Tigridia, or Mexican shellflower, is a summer flowering bulb that packs a wallop in the garden. Although each bulb produces only one flower per day, their brilliant colors and shape make for amazing garden eye candy. As its common name suggests, Tigridia is native to Mexico and, thus, only hardy to zone 8, which means Tigridia bulbs need special winter care.
What to Do with Tigridia Bulbs in Winter?
In many ways, Tigridia is quite resilient. It can tolerate heat and humidity, full or partial sun, and a gamut of soil pH conditions. The bulbs cannot, however, survive in wet soil or freezing temperatures.
Tigridia, also referred to as tiger flower, peacock flower, and jockey’s cap lily, is native to warmer latitudes like Mexico, Guatemala, San Salvador, and Honduras. This means the bulbs need to be protected from cold temperatures. Once the ground has frozen, so has the bulb and then it’s adios Tigridia.
So, how do you go about winterizing tiger flowers? Tiger flowers don’t do well in winter, which means fall is the time to dig up tiger flower bulbs.
Tigridia Winter Care
Once the blooms have faded, allow the green of the plant to die back naturally. This gives much needed energy back into the bulb so it can reward you with its kaleidoscope colors next season. Once the leaves have faded, but prior to the first frost, dig slowly and gently lift the tiger flower bulbs with a trowel; you don’t want to dig into the bulb and damage it.

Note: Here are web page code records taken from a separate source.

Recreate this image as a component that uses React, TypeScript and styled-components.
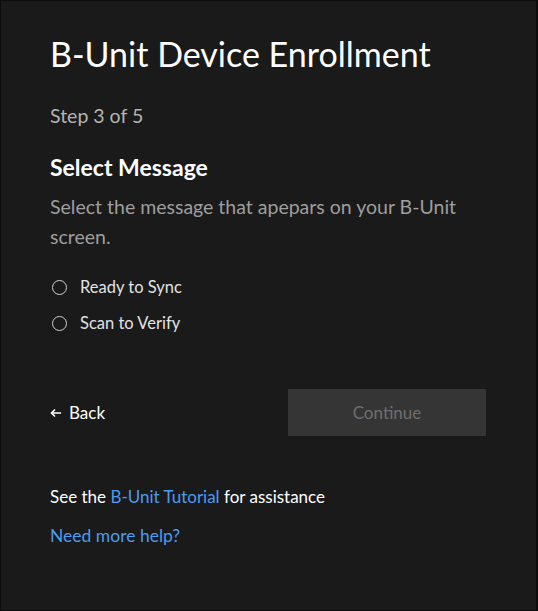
import React, { FC, useState } from "react";
import styled, { createGlobalStyle } from "styled-components";

const GlobalStyle = createGlobalStyle`
  html, body {
    margin: 0;
    padding: 0;
    background: #0f0f0f;
  }
  body {
    font-family: Lato, "Noto Sans", sans-serif;
  }
`;

const Card = styled.div`
  box-sizing: border-box;
  width: 538px;
  height: 611px;
  background: #1a1a1a;
  border: 1px solid #0c0c0c;
  border-right-width: 2px;
  padding: 31px 50px 0 49px;
  display: flex;
  flex-direction: column;
  color: #ffffff;
`;

const Title = styled.h1`
  margin: 0;
  font-size: 34px;
  font-weight: 400;
  line-height: 44px;
  color: #ffffff;
`;

const Step = styled.div`
  margin-top: 27px;
  font-size: 19.5px;
  line-height: 26px;
  color: #b4b4b4;
`;

const Heading = styled.h2`
  margin: 24px 0 0 0;
  font-size: 23px;
  font-weight: 700;
  line-height: 28px;
  color: #ffffff;
`;

const Description = styled.p`
  margin: 11px 0 0 0;
  font-size: 19.5px;
  line-height: 30px;
  color: #9e9e9e;
`;

const RadioGroup = styled.div`
  margin-top: 23px;
  display: flex;
  flex-direction: column;
  gap: 11px;
`;

const RadioLabel = styled.label`
  display: flex;
  align-items: center;
  gap: 13px;
  font-size: 16.5px;
  line-height: 25px;
  color: #e2e2e2;
  cursor: pointer;
`;

const RadioCircle = styled.span<{ checked: boolean }>`
  box-sizing: border-box;
  width: 15px;
  height: 15px;
  margin-left: 2px;
  border-radius: 50%;
  border: 1.5px solid #d0d0d0;
  background: ${(p) => (p.checked ? "#4c9bf0" : "transparent")};
`;

const Actions = styled.div`
  margin-top: 53px;
  display: flex;
  align-items: center;
  justify-content: space-between;
`;

const BackButton = styled.button`
  background: none;
  border: none;
  padding: 0;
  display: flex;
  align-items: center;
  gap: 7px;
  font-family: inherit;
  font-size: 17px;
  color: #ffffff;
  cursor: pointer;
`;

const ContinueButton = styled.button`
  width: 198px;
  height: 47px;
  background: #353535;
  border: none;
  font-family: inherit;
  font-size: 17px;
  color: #6e6e6e;
`;

const Help = styled.div`
  margin-top: 49px;
  display: flex;
  flex-direction: column;
  gap: 16px;
  font-size: 17px;
  line-height: 23px;
  color: #ffffff;
`;

const Link = styled.a`
  color: #4c9bf0;
  text-decoration: none;
`;

const HelpLink = styled(Link)`
  font-size: 17.5px;
`;

const ArrowLeft: FC = () => (
  <svg width="12" height="10" viewBox="0 0 12 10" fill="none">
    <path d="M11 5H2M5 1.5L1.5 5L5 8.5" stroke="#ffffff" strokeWidth="1.6" />
  </svg>
);

const options = ["Ready to Sync", "Scan to Verify"];

const App: FC = () => {
  const [selected, setSelected] = useState<string | null>(null);

  return (
    <>
      <GlobalStyle />
      <Card>
        <Title>B-Unit Device Enrollment</Title>
        <Step>Step 3 of 5</Step>
        <Heading>Select Message</Heading>
        <Description>
          Select the message that apepars on your B-Unit screen.
        </Description>
        <RadioGroup>
          {options.map((o) => (
            <RadioLabel key={o} onClick={() => setSelected(o)}>
              <RadioCircle checked={selected === o} />
              {o}
            </RadioLabel>
          ))}
        </RadioGroup>
        <Actions>
          <BackButton>
            <ArrowLeft />
            Back
          </BackButton>
          <ContinueButton disabled={!selected}>Continue</ContinueButton>
        </Actions>
        <Help>
          <div>
            See the <Link href="#">B-Unit Tutorial</Link> for assistance
          </div>
          <HelpLink href="#">Need more help?</HelpLink>
        </Help>
      </Card>
    </>
  );
};

export default App;
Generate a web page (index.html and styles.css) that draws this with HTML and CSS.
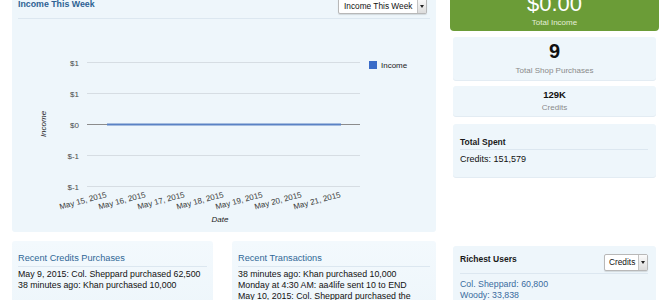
FILE: index.html
```html
<!DOCTYPE html>
<html>
<head>
<meta charset="utf-8">
<link rel="stylesheet" href="styles.css">
</head>
<body>
<div class="page">
  <div class="main">
    <div class="panel chart-panel">
      <div class="panel-head">
        <div class="head-title">Income This Week</div>
        <div class="fake-select wide"><span class="sel-text">Income This Week</span><span class="sel-btn"><i></i></span></div>
      </div>
      <svg class="chart" width="424" height="213" viewBox="0 0 424 213">
        <g stroke="#d6dde3" stroke-width="1">
          <line x1="75" y1="43.5" x2="348" y2="43.5"/>
          <line x1="75" y1="74.5" x2="348" y2="74.5"/>
          <line x1="75" y1="136.5" x2="348" y2="136.5"/>
          <line x1="75" y1="167.5" x2="348" y2="167.5"/>
        </g>
        <line x1="75" y1="105.5" x2="348" y2="105.5" stroke="#8c8c8c" stroke-width="1"/>
        <line x1="95" y1="105.5" x2="329" y2="105.5" stroke="#5a82c4" stroke-width="2"/>
        <g class="ylab" text-anchor="end">
          <text x="67" y="46.5">$1</text>
          <text x="67" y="77.5">$1</text>
          <text x="67" y="108.5">$0</text>
          <text x="67" y="139.5">$-1</text>
          <text x="67" y="170.5">$-1</text>
        </g>
        <text class="axis-title" x="0" y="0" text-anchor="middle" transform="translate(34 105) rotate(-90)">Income</text>
        <rect x="357" y="42" width="8" height="8" fill="#3a6cc8"/>
        <text class="legend" x="369" y="49">Income</text>
        <g class="xlab" text-anchor="end">
          <text x="95" y="178" transform="rotate(-15 95 178)">May 15, 2015</text>
          <text x="134" y="178" transform="rotate(-15 134 178)">May 16, 2015</text>
          <text x="173" y="178" transform="rotate(-15 173 178)">May 17, 2015</text>
          <text x="212" y="178" transform="rotate(-15 212 178)">May 18, 2015</text>
          <text x="251" y="178" transform="rotate(-15 251 178)">May 19, 2015</text>
          <text x="290" y="178" transform="rotate(-15 290 178)">May 20, 2015</text>
          <text x="329" y="178" transform="rotate(-15 329 178)">May 21, 2015</text>
        </g>
        <text class="axis-title" x="208" y="203" text-anchor="middle">Date</text>
      </svg>
    </div>
    <div class="lower">
      <div class="panel block">
        <div class="block-title blue">Recent Credits Purchases</div>
        <ul class="lines">
          <li>May 9, 2015: Col. Sheppard purchased 62,500</li>
          <li>38 minutes ago: Khan purchased 10,000</li>
        </ul>
      </div>
      <div class="panel block">
        <div class="block-title blue">Recent Transactions</div>
        <ul class="lines">
          <li>38 minutes ago: Khan purchased 10,000</li>
          <li>Monday at 4:30 AM: aa4life sent 10 to END</li>
          <li>May 10, 2015: Col. Sheppard purchased the</li>
        </ul>
      </div>
    </div>
  </div>
  <div class="side">
    <div class="stat green">
      <div class="stat-big">$0.00</div>
      <div class="stat-label light">Total Income</div>
    </div>
    <div class="stat box purchases">
      <div class="stat-num">9</div>
      <div class="stat-label">Total Shop Purchases</div>
    </div>
    <div class="stat box credits">
      <div class="stat-small">129K</div>
      <div class="stat-label">Credits</div>
    </div>
    <div class="box spent">
      <div class="block-title dark">Total Spent</div>
      <div class="spent-value">Credits: 151,579</div>
    </div>
    <div class="box rich">
      <div class="rich-head">
        <div class="block-title dark plain">Richest Users</div>
        <div class="fake-select narrow"><span class="sel-text">Credits</span><span class="sel-btn"><i></i></span></div>
      </div>
      <ul class="lines links">
        <li>Col. Sheppard: 60,800</li>
        <li>Woody: 33,838</li>
      </ul>
    </div>
  </div>
</div>
</body>
</html>
```
FILE: styles.css
```css
* { box-sizing: border-box; }
html, body { margin: 0; padding: 0; background: #ffffff; }
body {
  font-family: "Liberation Sans", Arial, sans-serif;
  font-size: 9px;
  color: #111111;
  overflow: hidden;
}
.page {
  display: grid;
  grid-template-columns: 424px 209px;
  column-gap: 14px;
  padding-left: 12px;
  margin-top: -10px;
  align-items: start;
}
.panel {
  background: #eef6fb;
  border-radius: 3px;
}
.chart-panel {
  padding-top: 8px;
}
.panel-head {
  margin: 0 6px;
  display: flex;
  justify-content: space-between;
  padding-bottom: 4px;
  border-bottom: 1px solid #dce7f0;
}
.head-title {
  font-weight: bold;
  font-size: 8.8px;
  line-height: 12px;
  color: #2d6293;
}
.fake-select {
  display: flex;
  height: 16px;
  background: #fff;
  border: 1px solid #b8b8b8;
  border-radius: 2px;
  box-shadow: 0 1px 1px rgba(0,0,0,0.12);
}
.fake-select.wide { width: 89px; margin-right: 3px; }
.fake-select.narrow { width: 44px; height: 17px; margin-top: 1px; }
.sel-text {
  flex: 1;
  font-size: 8.3px;
  line-height: 14px;
  padding-left: 5px;
  color: #111;
  white-space: nowrap;
}
.narrow .sel-text { line-height: 15px; padding-left: 4px; }
.sel-btn {
  width: 9px;
  border-left: 1px solid #c4c4c4;
  background: linear-gradient(#fbfbfb, #dcdcdc);
  display: flex;
  align-items: center;
  justify-content: center;
}
.sel-btn i {
  display: block;
  width: 0;
  height: 0;
  border-left: 2px solid transparent;
  border-right: 2px solid transparent;
  border-top: 3px solid #222;
}
.chart { display: block; }
.chart text { font-family: "Liberation Sans", Arial, sans-serif; }
.ylab text { font-size: 8px; fill: #4a4a4a; }
.xlab text { font-size: 8px; fill: #3a3a3a; }
.axis-title { font-size: 8px; font-style: italic; fill: #222; }
.legend { font-size: 8px; fill: #222; }

.lower {
  display: grid;
  grid-template-columns: 201px 204px;
  column-gap: 19px;
  margin-top: 9px;
}
.block {
  padding: 11px 6px 6px;
  background: linear-gradient(#f3f9fd, #eef6fb);
}
.block-title {
  font-size: 9.2px;
  line-height: 12px;
  padding-bottom: 2px;
  border-bottom: 1px solid #dce7f0;
}
.block-title.blue { color: #2f6796; }
.block-title.dark { color: #1a1a1a; font-weight: bold; font-size: 8.5px; }
.lines {
  list-style: none;
  margin: 2px 0 0;
  padding: 0;
}
.lines li {
  font-size: 8.8px;
  line-height: 11px;
  white-space: nowrap;
}

.side {
  display: flex;
  flex-direction: column;
}
.stat { text-align: center; }
.green {
  background: #6b9c37;
  border-radius: 0 0 4px 4px;
  padding: 3px 0 3px;
}
.stat-big {
  font-size: 22px;
  line-height: 22px;
  color: #ffffff;
}
.stat-label {
  font-size: 8px;
  line-height: 10px;
  color: #8a8a8a;
}
.stat-label.light { color: #e4eed8; margin-top: 3px; }
.box {
  background: #eef6fb;
  margin: 0 3px;
  border-radius: 3px;
  box-shadow: 0 1px 0 #e3ecf3;
}
.purchases {
  margin-top: 6px;
  padding: 4px 0 4px;
}
.stat-num {
  font-size: 20px;
  line-height: 20px;
  font-weight: bold;
  color: #111;
}
.purchases .stat-label { margin-top: 5px; }
.credits {
  margin-top: 6px;
  padding: 3px 0 3px;
}
.stat-small {
  font-size: 9.5px;
  line-height: 12px;
  font-weight: bold;
  color: #111;
}
.credits .stat-label { margin-top: 2px; }
.spent {
  margin-top: 8px;
  padding: 12px 8px 12px 7px;
}
.spent .block-title { padding-bottom: 1px; }
.spent-value {
  margin-top: 3px;
  line-height: 12px;
}
.rich {
  margin-top: 69px;
  padding: 7px 8px 4px 7px;
}
.rich-head {
  display: flex;
  justify-content: space-between;
  align-items: flex-start;
  padding-bottom: 2px;
  border-bottom: 1px solid #dce7f0;
}
.block-title.plain { border-bottom: none; padding-bottom: 0; }
.links { margin-top: 5px; }
.links li { color: #3a6c9e; }
```
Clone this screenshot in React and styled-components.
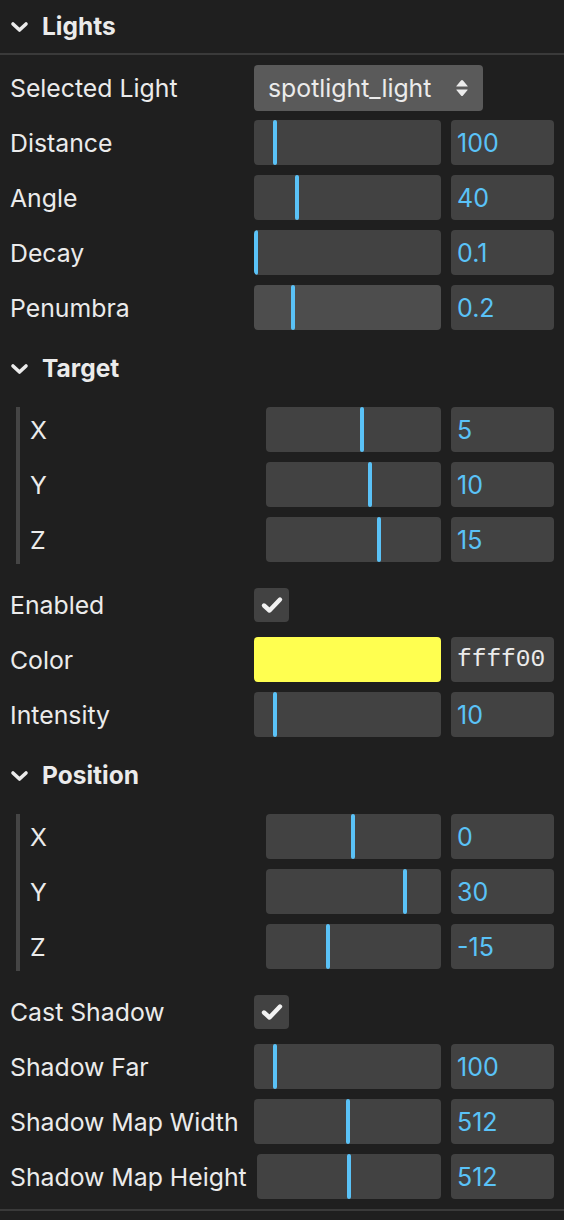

Once the bulb has been dug out, cut the foliage off to about 3 inches (8 cm). Shake off any excess soil and remove dirt from the roots. Allow the bulbs to dry out in a shady area of the garage before packing them up for the winter. To do this, place the bulbs on newspaper for several weeks or hang them in a mesh bag.
Place the dried bulbs in a cardboard box with air holes. The bulbs should be nestled in peat moss, perlite, vermiculite, or dry sand. Make sure that each bulb is surrounded by an inch (2.5 cm.) of the dry medium.
Store the tiger flower bulbs in the winter in a cool dry area, such as the garage or unheated basement, where temps are at least 50 degrees F. (10 C.) until the spring.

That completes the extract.